* _Problem requirements_:
Using the material that follows, identify and copy each line with the string "TypeScript".

===============

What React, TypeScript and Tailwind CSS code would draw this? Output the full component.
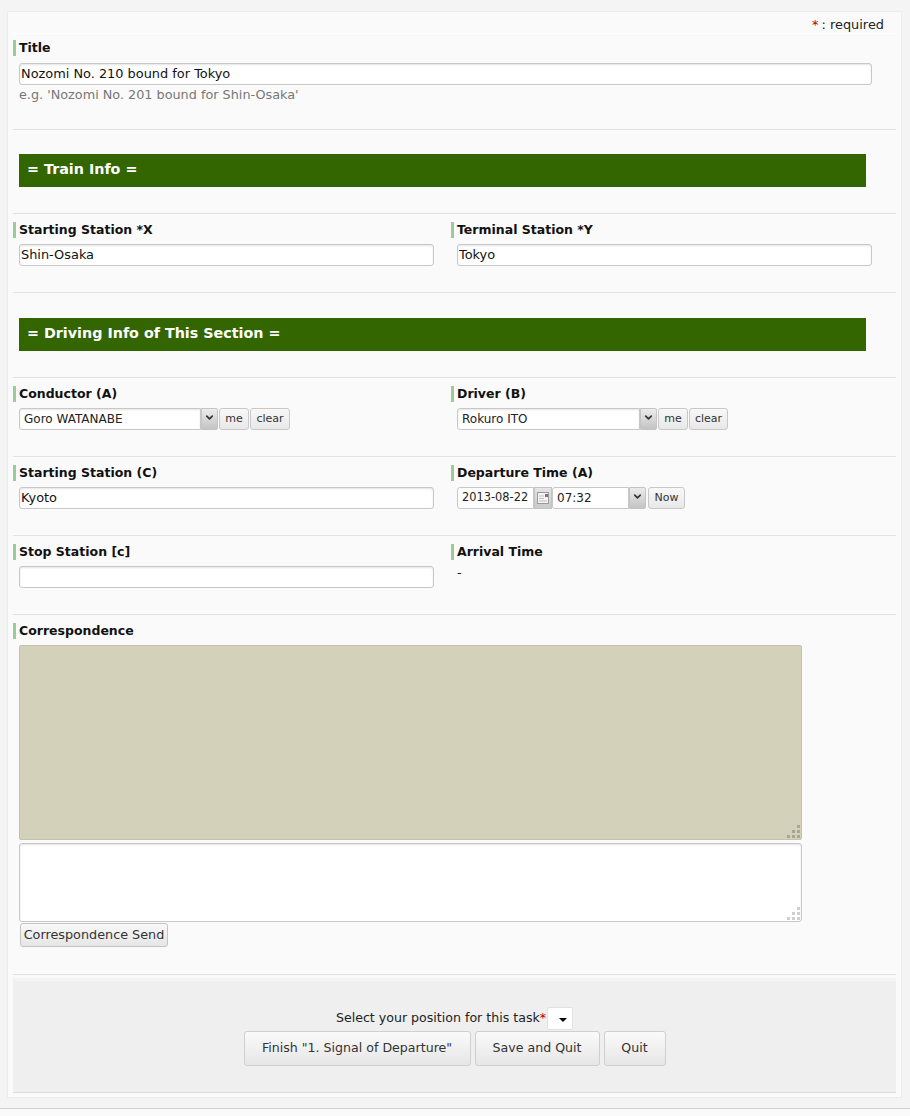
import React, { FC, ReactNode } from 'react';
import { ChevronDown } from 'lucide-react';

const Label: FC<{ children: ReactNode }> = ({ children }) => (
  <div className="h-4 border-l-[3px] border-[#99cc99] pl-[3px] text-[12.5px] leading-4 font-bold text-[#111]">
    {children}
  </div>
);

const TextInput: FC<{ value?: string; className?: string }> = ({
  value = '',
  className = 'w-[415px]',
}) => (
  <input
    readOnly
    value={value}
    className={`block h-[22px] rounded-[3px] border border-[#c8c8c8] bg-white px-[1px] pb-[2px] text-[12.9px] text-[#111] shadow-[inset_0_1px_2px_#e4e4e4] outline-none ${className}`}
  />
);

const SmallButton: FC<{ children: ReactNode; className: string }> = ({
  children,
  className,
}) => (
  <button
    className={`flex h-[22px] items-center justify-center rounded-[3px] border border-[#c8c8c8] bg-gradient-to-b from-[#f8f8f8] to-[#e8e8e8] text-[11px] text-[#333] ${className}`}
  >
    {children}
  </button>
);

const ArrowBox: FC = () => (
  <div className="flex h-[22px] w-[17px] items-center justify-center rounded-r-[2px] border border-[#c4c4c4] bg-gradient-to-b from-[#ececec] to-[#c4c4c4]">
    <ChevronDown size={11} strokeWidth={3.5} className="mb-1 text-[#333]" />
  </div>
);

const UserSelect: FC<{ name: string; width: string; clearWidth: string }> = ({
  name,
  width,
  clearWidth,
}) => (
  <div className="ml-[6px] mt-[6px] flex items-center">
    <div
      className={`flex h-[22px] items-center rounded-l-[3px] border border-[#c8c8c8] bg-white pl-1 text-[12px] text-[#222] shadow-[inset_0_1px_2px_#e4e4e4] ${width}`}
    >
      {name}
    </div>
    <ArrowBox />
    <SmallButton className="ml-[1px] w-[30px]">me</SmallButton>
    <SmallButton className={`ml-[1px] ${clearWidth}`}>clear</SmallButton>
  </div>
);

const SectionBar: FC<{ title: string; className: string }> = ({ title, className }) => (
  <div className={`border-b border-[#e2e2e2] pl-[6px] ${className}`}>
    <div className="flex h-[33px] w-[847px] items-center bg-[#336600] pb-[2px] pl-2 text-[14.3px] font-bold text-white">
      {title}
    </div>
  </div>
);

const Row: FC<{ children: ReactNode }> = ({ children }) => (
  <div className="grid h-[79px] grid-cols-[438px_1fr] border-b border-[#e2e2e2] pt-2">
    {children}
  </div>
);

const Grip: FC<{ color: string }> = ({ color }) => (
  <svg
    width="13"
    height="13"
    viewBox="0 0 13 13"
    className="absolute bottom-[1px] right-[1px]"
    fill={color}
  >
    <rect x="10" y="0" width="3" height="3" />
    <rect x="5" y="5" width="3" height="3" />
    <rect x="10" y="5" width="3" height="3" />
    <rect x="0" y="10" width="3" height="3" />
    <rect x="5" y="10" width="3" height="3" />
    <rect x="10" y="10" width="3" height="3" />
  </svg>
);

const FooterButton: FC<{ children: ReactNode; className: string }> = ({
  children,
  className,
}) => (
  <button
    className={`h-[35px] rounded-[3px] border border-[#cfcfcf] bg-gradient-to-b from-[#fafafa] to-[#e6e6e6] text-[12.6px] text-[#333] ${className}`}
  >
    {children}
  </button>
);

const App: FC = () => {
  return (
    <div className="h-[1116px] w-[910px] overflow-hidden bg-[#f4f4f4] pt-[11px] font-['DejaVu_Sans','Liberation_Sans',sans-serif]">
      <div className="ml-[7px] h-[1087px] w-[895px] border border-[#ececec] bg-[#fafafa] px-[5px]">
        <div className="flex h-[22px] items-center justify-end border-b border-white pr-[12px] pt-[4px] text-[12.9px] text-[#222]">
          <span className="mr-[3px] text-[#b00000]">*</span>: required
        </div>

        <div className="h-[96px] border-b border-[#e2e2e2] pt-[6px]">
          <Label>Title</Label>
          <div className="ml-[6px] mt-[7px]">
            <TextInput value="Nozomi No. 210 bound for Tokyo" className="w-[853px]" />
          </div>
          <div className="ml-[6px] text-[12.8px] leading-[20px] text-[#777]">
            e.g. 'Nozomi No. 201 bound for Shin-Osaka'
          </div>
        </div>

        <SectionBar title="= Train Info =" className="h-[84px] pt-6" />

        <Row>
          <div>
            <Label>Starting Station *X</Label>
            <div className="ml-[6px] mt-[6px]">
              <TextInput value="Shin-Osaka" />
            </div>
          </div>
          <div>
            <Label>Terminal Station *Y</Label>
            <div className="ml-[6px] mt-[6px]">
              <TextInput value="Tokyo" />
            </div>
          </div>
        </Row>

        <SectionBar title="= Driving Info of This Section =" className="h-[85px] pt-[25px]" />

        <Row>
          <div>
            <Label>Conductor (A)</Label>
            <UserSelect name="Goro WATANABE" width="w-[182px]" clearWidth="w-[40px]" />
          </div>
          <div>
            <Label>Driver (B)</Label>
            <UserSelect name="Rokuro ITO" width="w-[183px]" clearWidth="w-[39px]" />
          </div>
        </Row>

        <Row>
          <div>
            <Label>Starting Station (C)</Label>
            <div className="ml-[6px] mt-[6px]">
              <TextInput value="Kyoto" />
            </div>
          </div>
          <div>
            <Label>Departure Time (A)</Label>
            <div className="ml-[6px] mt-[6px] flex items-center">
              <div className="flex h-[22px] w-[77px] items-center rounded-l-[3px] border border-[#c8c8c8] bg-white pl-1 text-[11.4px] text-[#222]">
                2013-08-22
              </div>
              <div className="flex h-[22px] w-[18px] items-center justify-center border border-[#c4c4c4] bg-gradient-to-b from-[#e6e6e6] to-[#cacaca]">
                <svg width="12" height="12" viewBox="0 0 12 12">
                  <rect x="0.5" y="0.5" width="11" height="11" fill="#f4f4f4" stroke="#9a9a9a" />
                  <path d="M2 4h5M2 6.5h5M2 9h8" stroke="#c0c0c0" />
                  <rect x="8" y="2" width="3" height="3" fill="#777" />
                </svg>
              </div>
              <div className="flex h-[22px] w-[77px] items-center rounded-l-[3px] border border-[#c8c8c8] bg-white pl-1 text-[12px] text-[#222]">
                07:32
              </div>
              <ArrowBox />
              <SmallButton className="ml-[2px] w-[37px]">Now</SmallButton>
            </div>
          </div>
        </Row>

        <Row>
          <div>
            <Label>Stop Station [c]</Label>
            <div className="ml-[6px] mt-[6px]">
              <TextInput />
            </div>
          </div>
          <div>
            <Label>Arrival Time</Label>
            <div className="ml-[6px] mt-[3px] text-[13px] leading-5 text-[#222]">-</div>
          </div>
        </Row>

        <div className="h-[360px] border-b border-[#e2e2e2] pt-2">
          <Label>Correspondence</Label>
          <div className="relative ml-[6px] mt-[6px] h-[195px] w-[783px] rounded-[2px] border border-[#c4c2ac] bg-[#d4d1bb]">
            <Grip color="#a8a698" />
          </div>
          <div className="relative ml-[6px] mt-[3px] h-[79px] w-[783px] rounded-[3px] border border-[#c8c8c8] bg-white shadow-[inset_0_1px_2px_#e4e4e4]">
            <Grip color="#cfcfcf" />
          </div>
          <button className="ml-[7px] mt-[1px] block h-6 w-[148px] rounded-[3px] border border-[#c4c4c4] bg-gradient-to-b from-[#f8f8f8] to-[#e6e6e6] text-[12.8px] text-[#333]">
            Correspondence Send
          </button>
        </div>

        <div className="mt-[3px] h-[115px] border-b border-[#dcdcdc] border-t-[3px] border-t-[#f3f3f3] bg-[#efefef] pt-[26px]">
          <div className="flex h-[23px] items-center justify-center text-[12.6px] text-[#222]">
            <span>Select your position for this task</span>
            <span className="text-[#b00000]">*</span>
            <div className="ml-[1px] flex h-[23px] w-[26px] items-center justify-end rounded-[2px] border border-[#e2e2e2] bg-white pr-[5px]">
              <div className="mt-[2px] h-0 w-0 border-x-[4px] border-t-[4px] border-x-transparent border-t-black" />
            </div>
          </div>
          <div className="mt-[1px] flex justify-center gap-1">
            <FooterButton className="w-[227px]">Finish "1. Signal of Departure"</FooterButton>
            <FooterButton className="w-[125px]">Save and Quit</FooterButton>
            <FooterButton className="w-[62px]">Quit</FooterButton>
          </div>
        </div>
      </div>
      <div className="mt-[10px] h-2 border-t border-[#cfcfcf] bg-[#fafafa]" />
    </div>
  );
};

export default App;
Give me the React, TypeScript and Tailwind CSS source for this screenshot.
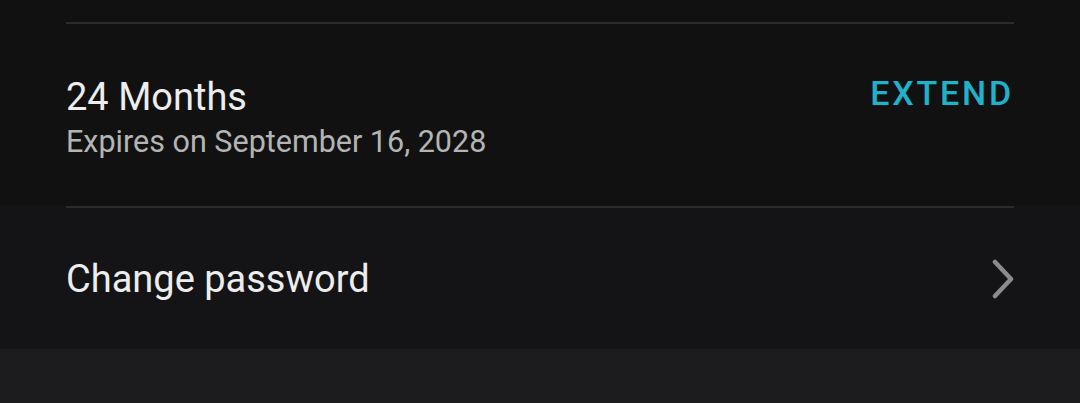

===============

* _Completed exercise_:
What React, TypeScript and Tailwind CSS code would draw this? Output the full component.
Give me the React, TypeScript and Tailwind CSS source for this screenshot.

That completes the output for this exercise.